Appleton wrote that Gillenwater adduced no evidence tending to exclude the possibility that Owens-Corning and defendants acted independently in their parallel conduct.

He wrote that the parallel conduct has an innocent explanation.

“And in this context, innocent does not mean innocent of all wrongdoing whatsoever but innocent of a particular kind of wrongdoing: a conspiracy,” he wrote.

“In the jury trial, plaintiffs portrayed Owens-Corning and defendants as caring only about making money, even at the expense of people’s lives.

“But, given that portrayal, why would one need to posit a conspiratorial agreement to explain these companies’ continuing to do the wrongful things whereby they each were making a lot of money?

Justices James Knecht and John Turner concurred.

The Justices also held that Drazewski correctly granted summary judgment prior to trial against a claim that wife Donita lost consortium.

They found no evidence that Charles was exposed to asbestos after marrying her.

“It is a fundamental principle of tort law that the defendant incurs liability to the plaintiff only by breaching a duty that the defendant owes the plaintiff at the time of the wrongful act or omission,” Appleton wrote.

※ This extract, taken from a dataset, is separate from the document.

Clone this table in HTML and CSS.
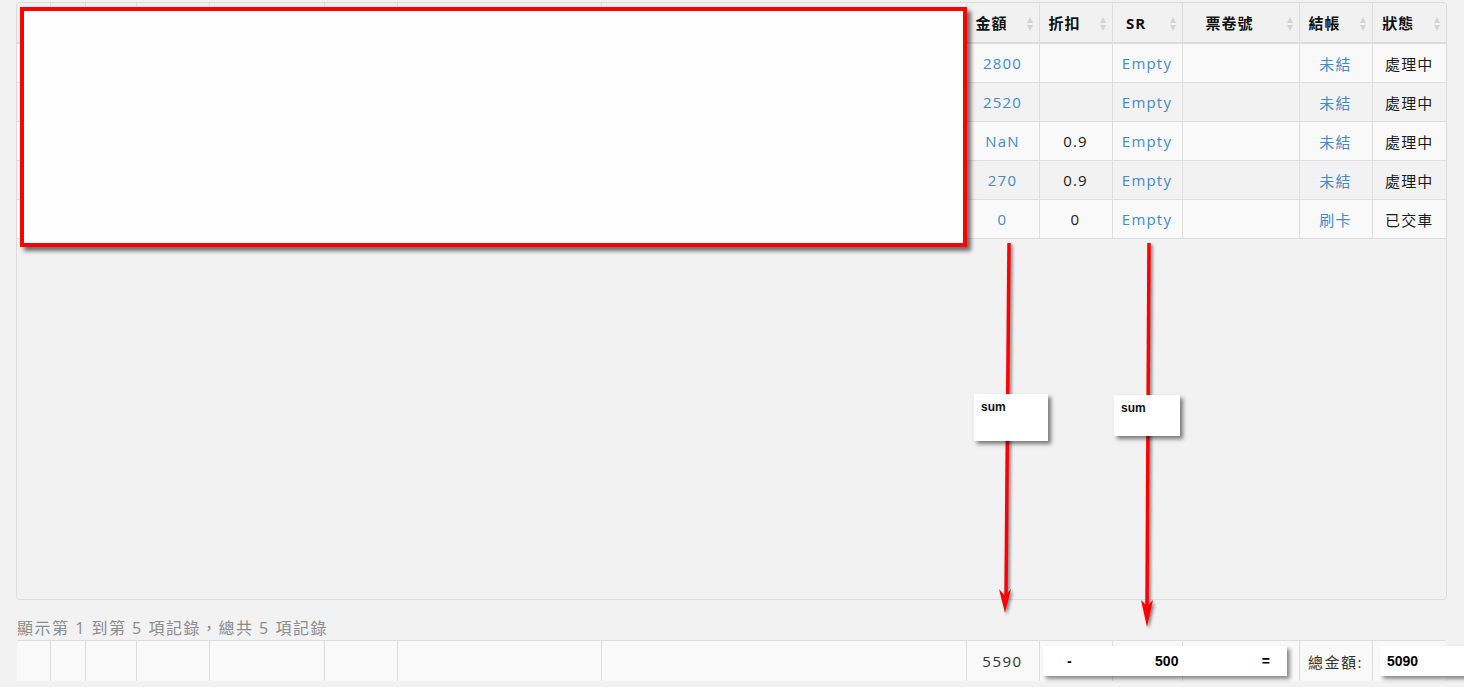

James Wylder of Bloomington represented Gillenwater.

Fourth District judges rejected Wylder's conspiracy theory in 2011, and his effort to adjust the theory for Gillenwater's trial made no difference in the outcome on appeal.

Robert Riley of Chicago represented Owens-Illinois; Craig Zimmerman of Chicago represented Honeywell and Reagan Simpson of Austin, Texas, represented Pneumo Abex.